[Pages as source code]
★ ★ ★ ★ ★ ★ ★

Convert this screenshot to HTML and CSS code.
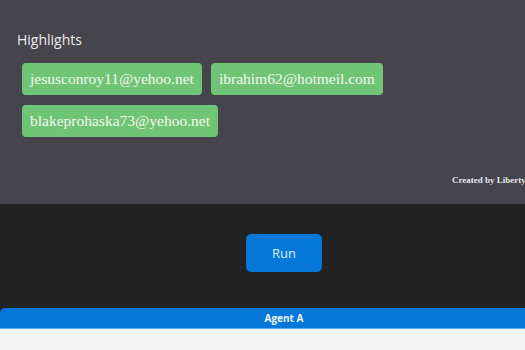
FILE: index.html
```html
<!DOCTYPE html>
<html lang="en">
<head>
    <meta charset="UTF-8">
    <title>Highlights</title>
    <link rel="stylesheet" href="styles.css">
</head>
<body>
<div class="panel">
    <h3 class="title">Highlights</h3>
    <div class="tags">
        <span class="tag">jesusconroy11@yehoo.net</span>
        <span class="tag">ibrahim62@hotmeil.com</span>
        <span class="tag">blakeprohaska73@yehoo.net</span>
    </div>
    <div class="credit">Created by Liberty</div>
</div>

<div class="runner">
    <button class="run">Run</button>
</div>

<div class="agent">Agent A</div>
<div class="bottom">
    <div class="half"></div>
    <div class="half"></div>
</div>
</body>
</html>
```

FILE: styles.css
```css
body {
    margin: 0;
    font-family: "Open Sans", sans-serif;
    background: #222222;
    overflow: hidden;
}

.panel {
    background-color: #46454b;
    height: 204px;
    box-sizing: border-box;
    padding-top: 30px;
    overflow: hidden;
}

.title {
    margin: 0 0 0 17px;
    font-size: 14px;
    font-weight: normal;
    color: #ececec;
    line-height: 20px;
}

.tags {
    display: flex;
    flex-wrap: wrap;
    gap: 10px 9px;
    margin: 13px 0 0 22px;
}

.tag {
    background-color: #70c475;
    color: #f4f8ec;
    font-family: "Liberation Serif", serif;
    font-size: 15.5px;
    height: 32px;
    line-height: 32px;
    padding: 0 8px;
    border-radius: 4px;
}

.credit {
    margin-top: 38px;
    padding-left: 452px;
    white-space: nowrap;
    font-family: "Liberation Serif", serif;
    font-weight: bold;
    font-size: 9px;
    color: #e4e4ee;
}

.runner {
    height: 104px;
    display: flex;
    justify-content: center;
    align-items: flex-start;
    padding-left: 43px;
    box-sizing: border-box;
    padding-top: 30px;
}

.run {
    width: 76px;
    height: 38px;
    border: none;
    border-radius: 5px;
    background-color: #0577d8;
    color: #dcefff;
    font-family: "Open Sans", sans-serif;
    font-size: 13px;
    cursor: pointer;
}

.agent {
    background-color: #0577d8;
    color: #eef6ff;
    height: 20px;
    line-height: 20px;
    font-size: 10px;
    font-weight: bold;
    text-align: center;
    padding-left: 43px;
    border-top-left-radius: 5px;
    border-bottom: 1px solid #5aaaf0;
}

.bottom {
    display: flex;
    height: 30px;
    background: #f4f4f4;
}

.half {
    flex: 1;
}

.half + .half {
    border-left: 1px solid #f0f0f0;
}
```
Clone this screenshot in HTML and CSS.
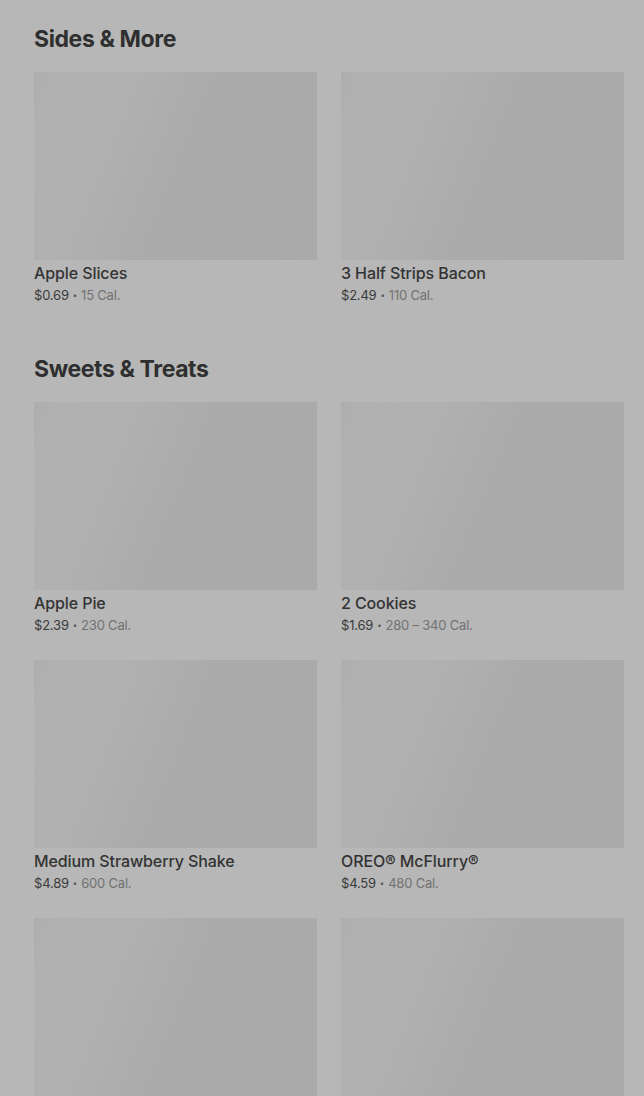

★ ★ ★ ★ ★ ★ ★

▸ **TASK OBJECTIVE**
The material above holds pictures; copy everything else in it exactly.

▸ **FINISHED ANSWER**
Convert this screenshot to HTML and CSS code.
FILE: index.html
```html
<!DOCTYPE html>
<html lang="en">
<head>
    <meta charset="UTF-8">
    <title>Highlights</title>
    <link rel="stylesheet" href="styles.css">
</head>
<body>
<div class="panel">
    <h3 class="title">Highlights</h3>
    <div class="tags">
        <span class="tag">jesusconroy11@yehoo.net</span>
        <span class="tag">ibrahim62@hotmeil.com</span>
        <span class="tag">blakeprohaska73@yehoo.net</span>
    </div>
    <div class="credit">Created by Liberty</div>
</div>

<div class="runner">
    <button class="run">Run</button>
</div>

<div class="agent">Agent A</div>
<div class="bottom">
    <div class="half"></div>
    <div class="half"></div>
</div>
</body>
</html>
```

FILE: styles.css
```css
body {
    margin: 0;
    font-family: "Open Sans", sans-serif;
    background: #222222;
    overflow: hidden;
}

.panel {
    background-color: #46454b;
    height: 204px;
    box-sizing: border-box;
    padding-top: 30px;
    overflow: hidden;
}

.title {
    margin: 0 0 0 17px;
    font-size: 14px;
    font-weight: normal;
    color: #ececec;
    line-height: 20px;
}

.tags {
    display: flex;
    flex-wrap: wrap;
    gap: 10px 9px;
    margin: 13px 0 0 22px;
}

.tag {
    background-color: #70c475;
    color: #f4f8ec;
    font-family: "Liberation Serif", serif;
    font-size: 15.5px;
    height: 32px;
    line-height: 32px;
    padding: 0 8px;
    border-radius: 4px;
}

.credit {
    margin-top: 38px;
    padding-left: 452px;
    white-space: nowrap;
    font-family: "Liberation Serif", serif;
    font-weight: bold;
    font-size: 9px;
    color: #e4e4ee;
}

.runner {
    height: 104px;
    display: flex;
    justify-content: center;
    align-items: flex-start;
    padding-left: 43px;
    box-sizing: border-box;
    padding-top: 30px;
}

.run {
    width: 76px;
    height: 38px;
    border: none;
    border-radius: 5px;
    background-color: #0577d8;
    color: #dcefff;
    font-family: "Open Sans", sans-serif;
    font-size: 13px;
    cursor: pointer;
}

.agent {
    background-color: #0577d8;
    color: #eef6ff;
    height: 20px;
    line-height: 20px;
    font-size: 10px;
    font-weight: bold;
    text-align: center;
    padding-left: 43px;
    border-top-left-radius: 5px;
    border-bottom: 1px solid #5aaaf0;
}

.bottom {
    display: flex;
    height: 30px;
    background: #f4f4f4;
}

.half {
    flex: 1;
}

.half + .half {
    border-left: 1px solid #f0f0f0;
}
```
Clone this screenshot in HTML and CSS.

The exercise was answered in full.